Download all of the abbreviations of the U.S. States and Possessions.
When entering a character string such as “KS”, I would like a function that will explore a set of characters in a set of several character strings and will return all of those that begin with “S”, the last letter in “KS”.
Also, it would be handy to take two character strings, say “UTN” and “NE” and connect the two so they are one: “UTNE”. The two functions below do this.
## A function that takes a set of abbreviations and a character string
## and then returns a vector that contains the set of abbreviations that
## have a first letter matching the last letter of your string,
LstLetSet <- function(ch, set){
n <- nchar(ch)
ll <- substr(ch,n,n)
fls <- sapply(set, function(x) substr(x,1,1))
return(set[fls==ll])
}
## Test
LstLetSet("MN", Abbr)
## [1] "NE" "NV" "NH" "NJ" "NM" "NY" "NC" "ND"
LstLetSet("FM", Abbr)
## [1] "ME" "MH" "MD" "MA" "MI" "MN" "MS" "MO" "MT" "MP"
## A function that connects two strings.
connect <- function(st1, st2){
n <- nchar(st1)
if(substr(st1,n,n)!=substr(st2,1,1)){return("cannot connect")}
else{return(paste(st1,substr(st2,2,nchar(st2)),sep = ""))}
}
## Test
connect("MN","NJ")
## [1] "MNJ"
connect("TN", "NY")
## [1] "TNY"
connect("NJ", "TN")
## [1] "cannot connect"
Now we will use recursion, and search through all possible string sequences in search for the longest.
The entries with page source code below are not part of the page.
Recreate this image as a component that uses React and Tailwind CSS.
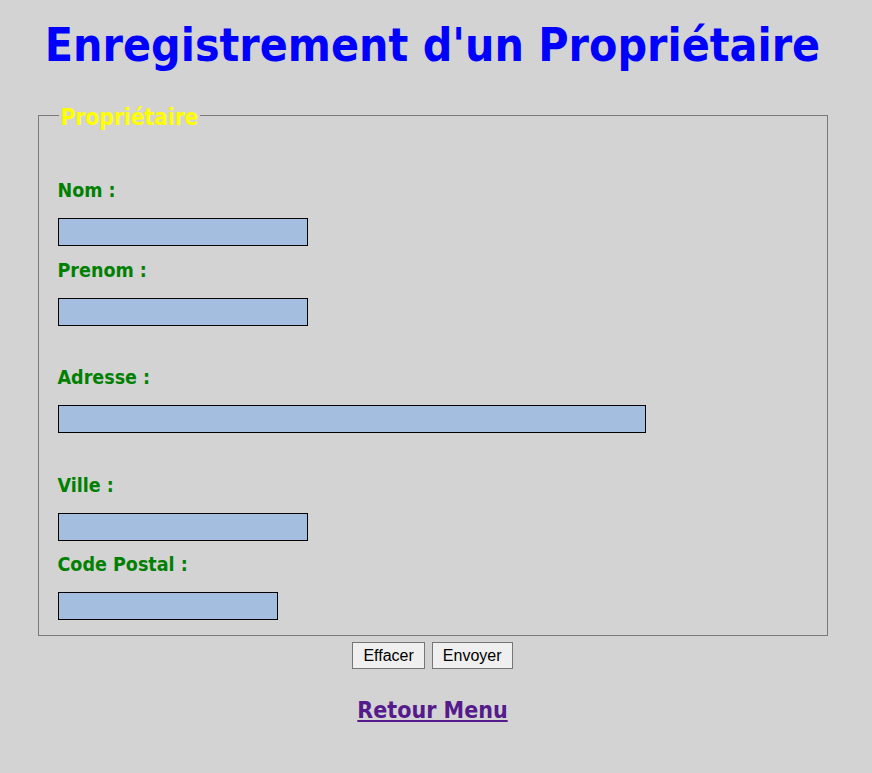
const fields = [
    { id: 'nom', label: 'Nom :', width: 'w-[250px]', gap: 'mt-[49px]' },
    { id: 'prenom', label: 'Prenom :', width: 'w-[250px]', gap: 'mt-[13px]' },
    { id: 'adresse', label: 'Adresse :', width: 'w-[588px]', gap: 'mt-[40px]' },
    { id: 'ville', label: 'Ville :', width: 'w-[250px]', gap: 'mt-[41px]' },
    { id: 'cp', label: 'Code Postal :', width: 'w-[220px]', gap: 'mt-[12px]' }
];

const App = () => {
    return (
        <div className="min-h-[773px] bg-[#d3d3d3] font-['DejaVu_Sans_Condensed','DejaVu_Sans',sans-serif]">
            <div className="w-[865px] flex flex-col items-center">
                <h1 className="mt-[16px] text-[46px] leading-[58px] font-bold text-[#0000ff]">
                    Enregistrement d'un Propriétaire
                </h1>

                <form className="flex flex-col items-center w-full">
                    <fieldset className="mt-[26px] w-[790px] border border-[#7a7a7a] pl-[19px] pr-[19px] pb-[15px]">
                        <legend className="ml-[1px] px-[2px] pt-[4px] text-[22.5px] leading-[26px] font-bold text-[#ffff00]">
                            Propriétaire
                        </legend>

                        {fields.map((f) => (
                            <div key={f.id} className={f.gap}>
                                <label htmlFor={f.id} className="block text-[19.5px] leading-[24px] font-bold text-[#008000]">
                                    {f.label}
                                </label>
                                <input
                                    id={f.id}
                                    type="text"
                                    className={`mt-[15px] block h-[28px] ${f.width} bg-[#a4bedf] border border-black outline-none`}
                                />
                            </div>
                        ))}
                    </fieldset>

                    <div className="mt-[6px] flex gap-[7px] font-['Liberation_Sans',Arial,sans-serif] text-[16px]">
                        <button type="reset" className="h-[27px] px-[10px] bg-[#efefef] border border-[#767676] text-black">
                            Effacer
                        </button>
                        <button type="button" className="h-[27px] px-[10px] bg-[#efefef] border border-[#767676] text-black">
                            Envoyer
                        </button>
                    </div>
                </form>

                <a href="#" className="mt-[27px] text-[23px] leading-[28px] font-bold text-[#551a8b] underline">
                    Retour Menu
                </a>
            </div>
        </div>
    );
};

export default App;
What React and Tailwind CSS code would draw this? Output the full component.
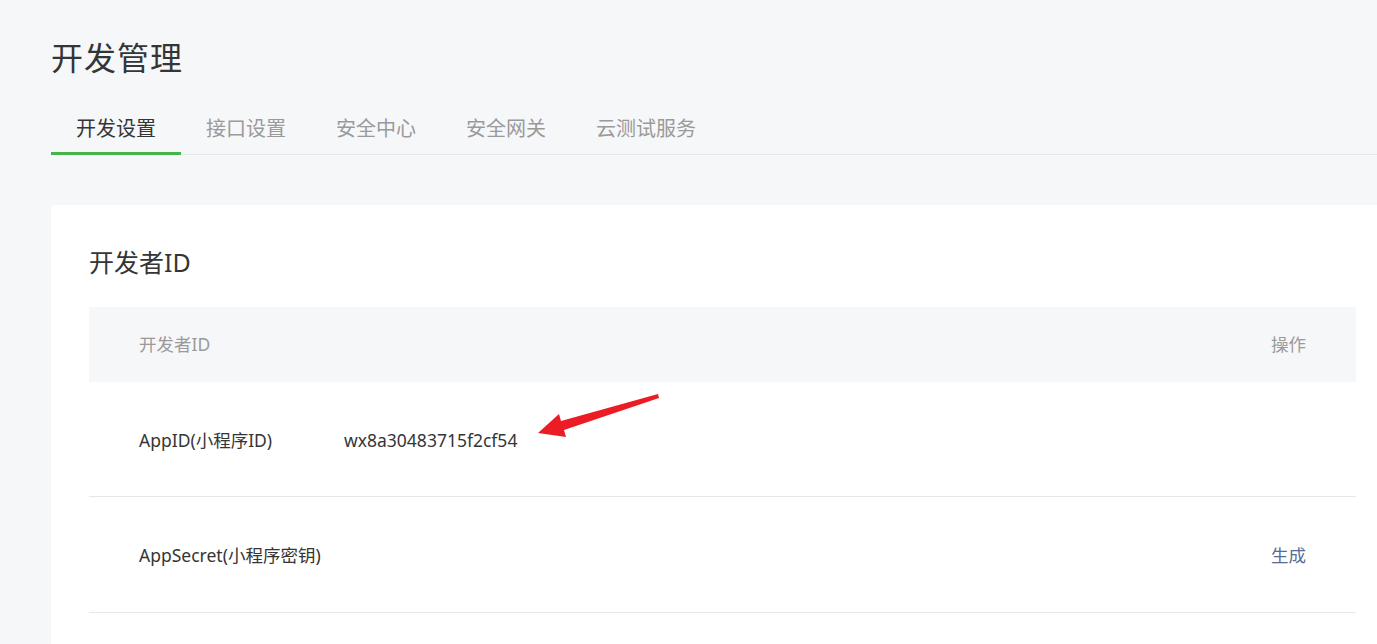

I do this by cycling through all of the states with abbreviations that will potentially have something that will attach to it.
Let’s remove those states that end in ‘E’, ‘J’, ‘X’, ‘Y’, and ‘Z’, since there are no states or possessions that begin with those letters.
The function that will call itself is designed to take as inputs a character string such as “AK” (or “AKSCAL”) and a set of strings that does not include “AK” (or “AK”, “KS”, “SC”, “CA”, or “AL”) and will return the longest possible string that it can build from the remaining strings in the given set.
Many of the resulting longest strings conveniently end in ‘D’, which means we can tack on DE to the end for one more character. We’ll do this at the end.
AbbrWOEnd <- Abbr[!Abbr %in% c("DE","ME","NE","NJ","TX","KY","NY","WY","AZ")]
LgSt <- function(ch, set){
LG <- ch
n <- nchar(ch)
innerset <- set[set!=ch]
cycleset <- LstLetSet(ch, innerset)
if(length(cycleset)==0){return(LG)}
else{
for(st in cycleset){
St <- connect(ch,st)
metaset <- innerset[innerset!=st]
lg <- LgSt(St,metaset)
if(nchar(lg)>nchar(LG)){
LG <- lg
}
}
}
return(LG)
}
## Example with a short run.
LgSt("LA", AbbrWOEnd[AbbrWOEnd!="LA"])
## [1] "LAKSCASDCOHINVTNMPWVIARID"
Now, loop through all of the states and save this to a csv file so you can edit it aesthetically through Excel.
LongAbbr <- c()
for(i in AbbrWOEnd){
L <- LgSt(i,AbbrWOEnd[AbbrWOEnd!=i])
print(L)
print(nchar(L))
LongAbbr <- c(LongAbbr, L)
}
LongAbbr2 <- sapply(LongAbbr, function(x)
ifelse(substr(x,nchar(x),nchar(x))=="D",paste(x,"E",sep = ""), x))
AbbrWOEnd <- sort(AbbrWOEnd)
LongAbbr2 <- sort(LongAbbr2)
LngAbbr.csv <- data.frame(States = AbbrWOEnd, Longest_String = LongAbbr2,
Num_characters = nchar(LongAbbr2)+1)
The resulting longest string ends up being one that begins with “FM”. There are at least two strings that are longest, but probably many, many more. One such is “FMNVIDCALAKSCOHINCTNMPWVARIASDE”, which is 31 characters long.